Forecasting works with your existing pipeline data. No additional setup is required beyond having opportunities with values and stages configured.
Pipeline forecasting overview
Pipeline forecasting calculates expected revenue by combining two data points for each opportunity:- Opportunity value — the dollar amount of the deal
- Stage probability — the likelihood of closing based on the current pipeline stage
Weighted pipeline values
Each pipeline stage has an associated close probability. As opportunities advance through stages, their weighted value increases:| Stage | Probability | Deal value | Weighted value |
|---|---|---|---|
| Qualification | 10% | $50,000 | $5,000 |
| Discovery | 25% | $50,000 | $12,500 |
| Proposal | 50% | $50,000 | $25,000 |
| Negotiation | 75% | $50,000 | $37,500 |
| Closed Won | 100% | $50,000 | $50,000 |
Forecast categories
Beyond stage-based weighting, you can assign a forecast category to each opportunity for manual override:- Commit
- Best case
- Pipeline
- Omitted
Deals the rep is confident will close this period. These should be in late stages with verbal or written agreement. Commit deals form the floor of your revenue forecast.
Revenue prediction
The forecasting dashboard provides three revenue views:Weighted forecast
Total expected revenue based on stage probabilities. This is the most common forecast metric and updates automatically as deals move through stages.
Category forecast
Revenue broken down by forecast category (Commit, Best Case, Pipeline). Gives managers a rep-level view of deal confidence.
Unweighted total
Raw sum of all open opportunity values without probability weighting. Useful for understanding total addressable pipeline but not for revenue planning.
Viewing your forecast
Set the time period
Use the date range selector to choose the forecast period — weekly, monthly, quarterly, or custom range. The forecast shows only opportunities with an expected close date within this window.
Filter by pipeline or rep
Use the filter controls to narrow the view to a specific pipeline, sales rep, or team. This lets managers drill into individual performance.

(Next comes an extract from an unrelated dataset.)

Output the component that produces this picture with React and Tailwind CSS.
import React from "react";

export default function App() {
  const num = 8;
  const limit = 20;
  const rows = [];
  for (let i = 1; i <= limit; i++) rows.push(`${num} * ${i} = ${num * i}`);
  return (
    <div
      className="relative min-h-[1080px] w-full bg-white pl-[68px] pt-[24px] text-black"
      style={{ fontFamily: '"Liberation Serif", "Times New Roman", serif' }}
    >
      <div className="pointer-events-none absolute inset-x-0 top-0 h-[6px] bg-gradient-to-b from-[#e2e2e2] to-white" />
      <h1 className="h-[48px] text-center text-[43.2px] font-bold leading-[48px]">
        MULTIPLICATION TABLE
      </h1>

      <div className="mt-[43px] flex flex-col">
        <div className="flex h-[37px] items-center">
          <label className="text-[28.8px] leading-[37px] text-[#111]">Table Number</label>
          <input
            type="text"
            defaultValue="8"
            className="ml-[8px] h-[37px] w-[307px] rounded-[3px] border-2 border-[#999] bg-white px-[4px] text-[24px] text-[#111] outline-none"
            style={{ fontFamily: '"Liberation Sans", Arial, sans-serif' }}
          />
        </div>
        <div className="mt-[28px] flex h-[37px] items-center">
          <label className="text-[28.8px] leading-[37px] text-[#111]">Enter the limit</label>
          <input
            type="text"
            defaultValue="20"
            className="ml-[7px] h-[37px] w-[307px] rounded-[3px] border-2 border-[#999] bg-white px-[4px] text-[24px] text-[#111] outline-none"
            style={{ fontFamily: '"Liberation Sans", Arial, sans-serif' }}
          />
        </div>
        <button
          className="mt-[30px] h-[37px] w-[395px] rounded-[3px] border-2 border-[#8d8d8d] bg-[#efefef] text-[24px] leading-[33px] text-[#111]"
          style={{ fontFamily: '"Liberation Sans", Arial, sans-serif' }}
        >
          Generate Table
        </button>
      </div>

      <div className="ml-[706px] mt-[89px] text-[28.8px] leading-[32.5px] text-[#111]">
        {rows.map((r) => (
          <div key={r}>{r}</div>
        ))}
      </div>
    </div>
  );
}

Forecast vs actual comparison
After a period closes, the platform compares your forecast to actual results:| Metric | Description |
|---|---|
| Forecast accuracy | Percentage match between predicted and actual closed revenue |
| Commit accuracy | How often Commit-category deals actually closed |
| Slip rate | Percentage of deals that pushed to a future period |
| Upside wins | Deals that closed but were not in the Commit category |
| Coverage ratio | Total pipeline value divided by quota — indicates whether there is enough pipeline to hit target |
Using forecasting data for decision-making
Forecasting is not just a reporting exercise. Use the data to drive action:Identify pipeline gaps early
Identify pipeline gaps early
If the weighted forecast is below target with two weeks left in the quarter, you need to generate more pipeline or accelerate existing deals. Do not wait until the period closes to react.

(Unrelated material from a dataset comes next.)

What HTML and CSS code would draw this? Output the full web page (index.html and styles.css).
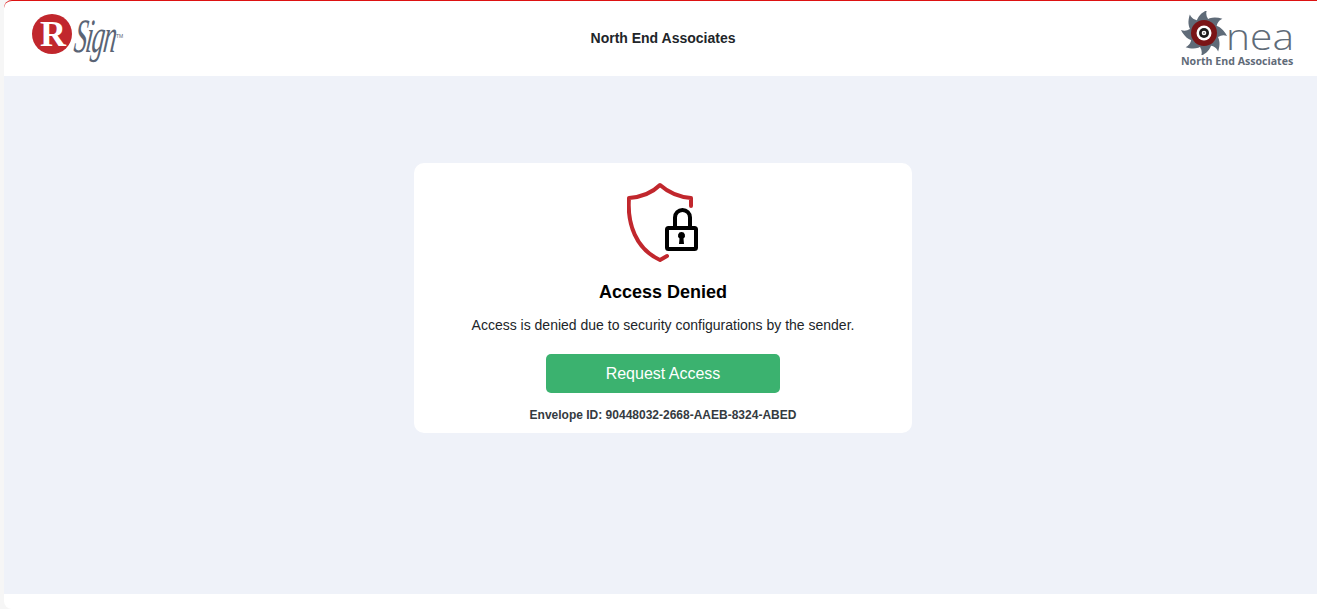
FILE: index.html
```html
<!DOCTYPE html>
<html lang="en">
<head>
<meta charset="utf-8">
<title>Access Denied</title>
<link rel="stylesheet" href="styles.css">
</head>
<body>
<div class="page">
  <header class="header">
    <div class="rsign">
      <span class="rsign-circle">R</span>
      <span class="rsign-word">Sign</span>
      <span class="rsign-tm">TM</span>
    </div>
    <div class="company">North End Associates</div>
    <div class="nea">
      <div class="nea-top">
        <svg class="nea-mark" width="46" height="44" viewBox="0 0 46 44" aria-hidden="true">
          <defs>
            <path id="blade" d="M-8 -9 C-7 -16 -3 -20 3 -23 C1 -18 3 -14 9 -8 Z"/>
          </defs>
          <g transform="translate(23 22)">
            <g fill="#5f6b78">
              <use href="#blade"/>
              <use href="#blade" transform="rotate(45)"/>
              <use href="#blade" transform="rotate(90)"/>
              <use href="#blade" transform="rotate(135)"/>
              <use href="#blade" transform="rotate(180)"/>
              <use href="#blade" transform="rotate(225)"/>
              <use href="#blade" transform="rotate(270)"/>
              <use href="#blade" transform="rotate(315)"/>
            </g>
            <circle r="13" fill="#7a1416"/>
            <circle r="7.500" fill="#fff"/>
            <circle r="5" fill="#1c1c1c"/>
            <circle r="2.300" fill="#fff"/>
            <circle r="0.800" fill="#333"/>
          </g>
        </svg>
        <span class="nea-word">nea</span>
      </div>
      <div class="nea-name">North End Associates</div>
    </div>
  </header>
  <main class="main">
    <section class="card">
      <svg class="shield" width="72" height="80" viewBox="0 0 72 80" aria-hidden="true">
        <path class="shield-line" d="M64 24 V16 C52 15 42 11 33 3 C25 11 14 15 2 16 C0 42 9 67 33 78 L40 74"/>
        <path class="lock-line" d="M48 46 V35.500 A7.500 7.500 0 0 1 63 35.500 V46"/>
        <rect class="lock-line" x="40" y="46" width="29" height="21" rx="1.500"/>
        <path class="lock-key" d="M54.500 50 a3.500 3.500 0 0 1 2 6.400 L57 62 H52 L52.500 56.400 A3.500 3.500 0 0 1 54.500 50 Z"/>
      </svg>
      <h1 class="title">Access Denied</h1>
      <p class="message">Access is denied due to security configurations by the sender.</p>
      <button class="request" type="button">Request Access</button>
      <p class="envelope">Envelope ID: 90448032-2668-AAEB-8324-ABED</p>
    </section>
  </main>
</div>
</body>
</html>
```

FILE: styles.css
```css
* {
  box-sizing: border-box;
}

html,
body {
  margin: 0;
  height: 100%;
}

body {
  background: #f6f6f6;
  font-family: "Liberation Sans", Arial, sans-serif;
  overflow: hidden;
}

.page {
  height: 609px;
  margin-left: 4px;
  background: #fff;
  border-top: 1px solid #dd1212;
  border-radius: 8px 0 0 8px;
  display: flex;
  flex-direction: column;
}

.header {
  height: 75px;
  flex: none;
  display: grid;
  grid-template-columns: 1fr auto 1fr;
  align-items: center;
  padding: 0 23px 0 28px;
}

.rsign {
  display: flex;
  align-items: flex-start;
  align-self: start;
  margin-top: 13px;
}

.rsign-circle {
  width: 40px;
  height: 40px;
  flex: none;
  border-radius: 50%;
  background: #c1272d;
  color: #fff;
  font: bold 36px/40px "Liberation Serif", serif;
  text-align: center;
  padding-left: 2px;
}

.rsign-word {
  width: 41px;
  flex: none;
  margin: -2px 0 0 3px;
  font: italic 48px/48px "Liberation Serif", serif;
  letter-spacing: -2px;
  color: #5a6475;
  transform: scaleX(0.53) skewX(-14deg);
  transform-origin: left center;
  white-space: nowrap;
}

.rsign-tm {
  margin: 19px 0 0 0;
  font-size: 5px;
  line-height: 6px;
  color: #5a6475;
}

.company {
  font-size: 14px;
  font-weight: bold;
  color: #212529;
  margin-top: -1px;
  text-align: center;
}

.nea {
  justify-self: end;
  width: 113px;
  display: flex;
  flex-direction: column;
}

.nea-top {
  display: flex;
  align-items: flex-end;
  height: 44px;
}

.nea-mark {
  flex: none;
}

.nea-word {
  margin: 0 0 2px -1px;
  font: 300 37px/34px "Open Sans", sans-serif;
  color: #5f6b78;
  transform: scaleX(1.1);
  transform-origin: left center;
}

.nea-name {
  font: bold 10.600px/12px "Open Sans", sans-serif;
  color: #5f6b78;
  white-space: nowrap;
}

.main {
  flex: 1;
  margin-bottom: 15px;
  padding: 87px 0 0 5px;
  background: #eff2f9;
  display: flex;
  justify-content: center;
  align-items: flex-start;
}

.card {
  width: 498px;
  height: 270px;
  background: #fff;
  border-radius: 10px;
  display: flex;
  flex-direction: column;
  align-items: center;
  padding-top: 19px;
}

.shield {
  flex: none;
}

.shield-line {
  fill: none;
  stroke: #c1272d;
  stroke-width: 4;
  stroke-linecap: round;
  stroke-linejoin: round;
}

.lock-line {
  fill: none;
  stroke: #000;
  stroke-width: 4;
  stroke-linejoin: round;
}

.lock-key {
  fill: #000;
}

.title {
  margin: 20px 0 0;
  font-size: 18px;
  line-height: 21px;
  font-weight: bold;
  color: #000;
}

.message {
  margin: 14px 0 0;
  font-size: 14px;
  line-height: 16px;
  color: #212529;
}

.request {
  width: 234px;
  height: 39px;
  margin-top: 21px;
  border: 0;
  border-radius: 5px;
  background: #3bb26f;
  color: #fff;
  font: 16px "Liberation Sans", Arial, sans-serif;
}

.envelope {
  margin: 15px 0 0;
  font-size: 12px;
  line-height: 14px;
  font-weight: bold;
  color: #343a40;
}
```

Coach reps on forecast discipline
Coach reps on forecast discipline
Compare each rep’s Commit accuracy over time. Reps who consistently over-commit need coaching on realistic deal assessment. Reps who under-commit may be sandbagging.

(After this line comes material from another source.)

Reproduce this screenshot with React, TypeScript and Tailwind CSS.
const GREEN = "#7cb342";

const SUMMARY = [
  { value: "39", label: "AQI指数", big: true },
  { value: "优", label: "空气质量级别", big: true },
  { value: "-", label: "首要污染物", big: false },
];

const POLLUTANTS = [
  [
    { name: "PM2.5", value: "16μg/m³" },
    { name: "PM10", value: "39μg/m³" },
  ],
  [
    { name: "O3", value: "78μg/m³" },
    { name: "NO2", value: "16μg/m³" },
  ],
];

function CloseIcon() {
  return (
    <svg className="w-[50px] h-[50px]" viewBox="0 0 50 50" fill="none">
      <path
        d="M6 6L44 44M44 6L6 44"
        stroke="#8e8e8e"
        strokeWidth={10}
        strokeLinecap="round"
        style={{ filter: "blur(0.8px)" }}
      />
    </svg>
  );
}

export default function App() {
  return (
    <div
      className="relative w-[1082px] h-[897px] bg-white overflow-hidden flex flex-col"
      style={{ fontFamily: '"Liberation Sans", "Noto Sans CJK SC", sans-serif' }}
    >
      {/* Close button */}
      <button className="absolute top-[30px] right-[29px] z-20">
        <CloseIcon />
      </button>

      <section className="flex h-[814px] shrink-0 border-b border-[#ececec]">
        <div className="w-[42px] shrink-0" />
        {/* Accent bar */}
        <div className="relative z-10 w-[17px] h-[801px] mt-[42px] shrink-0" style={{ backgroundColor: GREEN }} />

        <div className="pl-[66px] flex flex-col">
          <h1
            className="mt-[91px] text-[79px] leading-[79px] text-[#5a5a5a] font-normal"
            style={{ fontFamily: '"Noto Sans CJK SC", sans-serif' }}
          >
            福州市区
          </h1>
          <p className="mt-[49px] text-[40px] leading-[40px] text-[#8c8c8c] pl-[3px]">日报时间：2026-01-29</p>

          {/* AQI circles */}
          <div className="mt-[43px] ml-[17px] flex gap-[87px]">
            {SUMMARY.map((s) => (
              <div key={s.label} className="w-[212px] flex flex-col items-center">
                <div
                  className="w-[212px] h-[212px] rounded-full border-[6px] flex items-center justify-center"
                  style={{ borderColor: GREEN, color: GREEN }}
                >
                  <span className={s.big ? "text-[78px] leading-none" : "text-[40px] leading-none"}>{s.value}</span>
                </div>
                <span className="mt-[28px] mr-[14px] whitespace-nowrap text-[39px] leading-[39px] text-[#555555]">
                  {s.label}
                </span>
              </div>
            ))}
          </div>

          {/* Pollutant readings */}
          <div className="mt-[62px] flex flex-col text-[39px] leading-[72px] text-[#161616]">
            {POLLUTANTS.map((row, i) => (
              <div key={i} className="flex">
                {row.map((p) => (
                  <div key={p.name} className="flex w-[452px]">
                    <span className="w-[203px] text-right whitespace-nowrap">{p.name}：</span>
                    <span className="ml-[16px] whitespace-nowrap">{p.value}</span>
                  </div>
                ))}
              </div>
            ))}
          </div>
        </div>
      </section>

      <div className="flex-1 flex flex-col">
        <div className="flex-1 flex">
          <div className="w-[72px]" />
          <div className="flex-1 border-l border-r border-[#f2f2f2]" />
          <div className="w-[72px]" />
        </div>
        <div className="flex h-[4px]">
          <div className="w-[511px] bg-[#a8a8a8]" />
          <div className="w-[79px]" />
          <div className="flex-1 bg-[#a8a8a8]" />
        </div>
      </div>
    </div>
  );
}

Prioritize high-probability deals
Prioritize high-probability deals
Sort opportunities by weighted value to see which deals will have the biggest revenue impact if they close. Focus team energy on moving these deals forward.
Plan resource allocation
Plan resource allocation
Use the category forecast to anticipate workload. If a large number of Best Case deals are expected to close next month, ensure your onboarding and delivery teams are prepared.
Set realistic quotas
Set realistic quotas
Use historical forecast accuracy and coverage ratios to set quotas that are ambitious but achievable. Quotas disconnected from pipeline reality damage team morale.